Yukarıdaki açıklamalar doğrultusunda; destinasyonun ziyaretçiler tarafından seçiminde çekim gücünün niteliği önemli rol oynamaktadır. Yeterli çekiciliğe sahip olmayan bir bölgenin destinasyon olabilmesi mümkün değildir. Çünkü turistlerin destinasyondan beklentileri oldukça farkı olabilmektedir. Diğer bir ifadeyle, turistik çekiciliklerin niteliği arttığında daha fazla turiste hitap edecek ve bölgeye olan talep miktarında da artış meydana gelebilecektir.
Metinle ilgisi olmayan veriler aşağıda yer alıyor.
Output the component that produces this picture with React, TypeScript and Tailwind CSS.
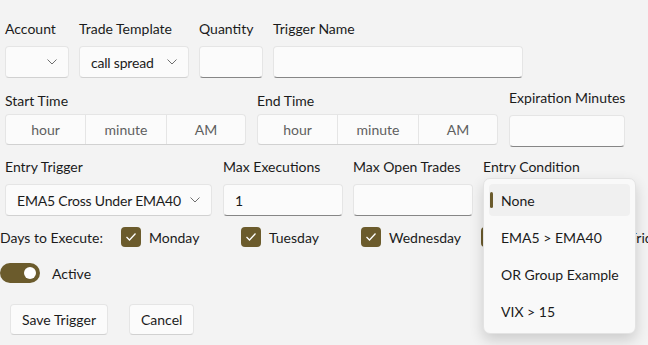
import React from 'react'

const accent = 'bg-[#6b5b2c]'

function Chevron() {
  return (
    <svg width="10" height="6" viewBox="0 0 10 6" className="text-[#6f6f6f] shrink-0 ml-2">
      <polyline points="0.5,0.5 5,5 9.5,0.5" fill="none" stroke="currentColor" strokeWidth="1" />
    </svg>
  )
}

function Combo({ value, width }: { value?: string; width: string }) {
  return (
    <div
      className={`${width} h-8 flex items-center justify-between pl-[11px] pr-[11px] bg-[#fbfbfb] border border-[#e5e5e5] border-b-[#d1d1d1] rounded-[4px]`}
    >
      <span className="whitespace-nowrap tracking-[-0.2px]">{value}</span>
      <Chevron />
    </div>
  )
}

function TextBox({ value, width }: { value?: string; width: string }) {
  return (
    <div
      className={`${width} h-8 flex items-center px-[11px] bg-[#fbfbfb] border border-[#e5e5e5] border-b-[#868686] rounded-[4px]`}
    >
      {value}
    </div>
  )
}

function TimePicker() {
  return (
    <div className="w-[241px] h-[31px] flex bg-[#fbfbfb] border border-[#e5e5e5] border-b-[#d1d1d1] rounded-[4px] text-[#5f5f5f]">
      <div className="w-[80px] flex items-center justify-center border-r border-[#e5e5e5]">hour</div>
      <div className="w-[81px] flex items-center justify-center border-r border-[#e5e5e5]">minute</div>
      <div className="flex-1 flex items-center justify-center">AM</div>
    </div>
  )
}

function Field({ label, children }: { label: string; children: React.ReactNode }) {
  return (
    <div className="flex flex-col">
      <div className="h-5 leading-5 mb-[7px] whitespace-nowrap">{label}</div>
      {children}
    </div>
  )
}

function CheckBox({ label }: { label: string }) {
  return (
    <div className="w-[120px] shrink-0 flex items-center gap-2">
      <div className={`w-5 h-5 shrink-0 rounded-[4px] ${accent} flex items-center justify-center`}>
        <svg width="12" height="10" viewBox="0 0 12 10">
          <polyline points="1.5,5 4.5,8 10.5,1.5" fill="none" stroke="white" strokeWidth="1.3" />
        </svg>
      </div>
      <span className="whitespace-nowrap">{label}</span>
    </div>
  )
}

const days = ['Monday', 'Tuesday', 'Wednesday', 'Thursday', 'Friday']
const conditions = ['None', 'EMA5 > EMA40', 'OR Group Example', 'VIX > 15']

export default function App() {
  return (
    <div
      className="relative w-[648px] h-[345px] overflow-hidden bg-[#f3f3f3] text-[14px] text-[#1b1b1b]"
      style={{ fontFamily: 'Lato, "Open Sans", sans-serif' }}
    >
      <div className="flex gap-[10px] pl-[5px] pt-[19px]">
        <Field label="Account">
          <Combo width="w-[64px]" />
        </Field>
        <Field label="Trade Template">
          <Combo width="w-[110px]" value="call spread" />
        </Field>
        <Field label="Quantity">
          <TextBox width="w-[64px]" />
        </Field>
        <Field label="Trigger Name">
          <TextBox width="w-[250px]" />
        </Field>
      </div>

      <div className="flex gap-[11px] pl-[5px] mt-[10px]">
        <div className="flex flex-col pt-[3px]">
          <div className="h-5 leading-5 mb-[3px]">Start Time</div>
          <TimePicker />
        </div>
        <div className="flex flex-col pt-[3px]">
          <div className="h-5 leading-5 mb-[3px]">End Time</div>
          <TimePicker />
        </div>
        <Field label="Expiration Minutes">
          <TextBox width="w-[116px]" />
        </Field>
      </div>

      <div className="flex pl-[5px] mt-[10px]">
        <div className="mr-[11px]">
          <Field label="Entry Trigger">
            <Combo width="w-[207px]" value="EMA5 Cross Under EMA40" />
          </Field>
        </div>
        <div className="mr-[10px]">
          <Field label="Max Executions">
            <TextBox width="w-[120px]" value="1" />
          </Field>
        </div>
        <div className="mr-[10px]">
          <Field label="Max Open Trades">
            <TextBox width="w-[120px]" />
          </Field>
        </div>
        <Field label="Entry Condition">
          <div className="w-[150px] h-8" />
        </Field>
      </div>

      <div className="flex items-center mt-[11px] h-5 w-max">
        <span className="w-[121px] shrink-0 whitespace-nowrap">Days to Execute:</span>
        {days.map((d) => (
          <CheckBox key={d} label={d} />
        ))}
      </div>

      <div className="flex items-center gap-3 mt-4 h-5">
        <div className={`w-10 h-5 rounded-full ${accent} flex items-center justify-end pr-[4px]`}>
          <div className="w-3 h-3 rounded-full bg-white" />
        </div>
        <span>Active</span>
      </div>

      <div className="flex gap-[21px] pl-[10px] mt-[21px]">
        <button className="h-[31px] px-[11px] bg-[#fbfbfb] border border-[#e5e5e5] border-b-[#d1d1d1] rounded-[4px]">
          Save Trigger
        </button>
        <button className="h-[31px] px-[11px] bg-[#fbfbfb] border border-[#e5e5e5] border-b-[#d1d1d1] rounded-[4px]">
          Cancel
        </button>
      </div>

      <div className="absolute left-[483px] top-[178px] w-[153px] h-[156px] bg-[#f9f9f9] border border-[#e3e3e3] rounded-[7px] shadow-[0_6px_14px_rgba(0,0,0,0.16)] px-[5px] pt-[5px] flex flex-col gap-[5px]">
        {conditions.map((c, i) => (
          <div
            key={c}
            className={`relative h-8 flex items-center pl-[12px] rounded-[4px] ${i === 0 ? 'bg-[#f0f0f0]' : ''}`}
          >
            {i === 0 && <div className={`absolute left-[1px] top-2 w-[3px] h-4 rounded-full ${accent}`} />}
            {c}
          </div>
        ))}
      </div>
    </div>
  )
}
Turizm destinasyonları açısından çekicilikler, sürdürülebilirlik ilkesine bağlı, öncelikli ve stratejik olarak yönetilmesi gereken destinasyon bileşenidir. Destinasyonların stratejik olarak yönetilmesinde, bileşenler arasında uyumun

51 sağlanması gerekmektedir. Örneğin, güzel bir manzaraya sahip bir kanyon, vadi ya da şelale gibi bir doğal kaynağın bulunması, bu kaynağı kullanılmasına yönelik ulaşım imkânları ve seyir teraslarının düzenlenmesini gerektirmektedir. Sonuç olarak stratejik destinasyon yönetimi ile destinasyon bileşenlerinin birbirlerini destekleyecek şekilde oluşturulması ile aralarında uyum sağlanabilecektir.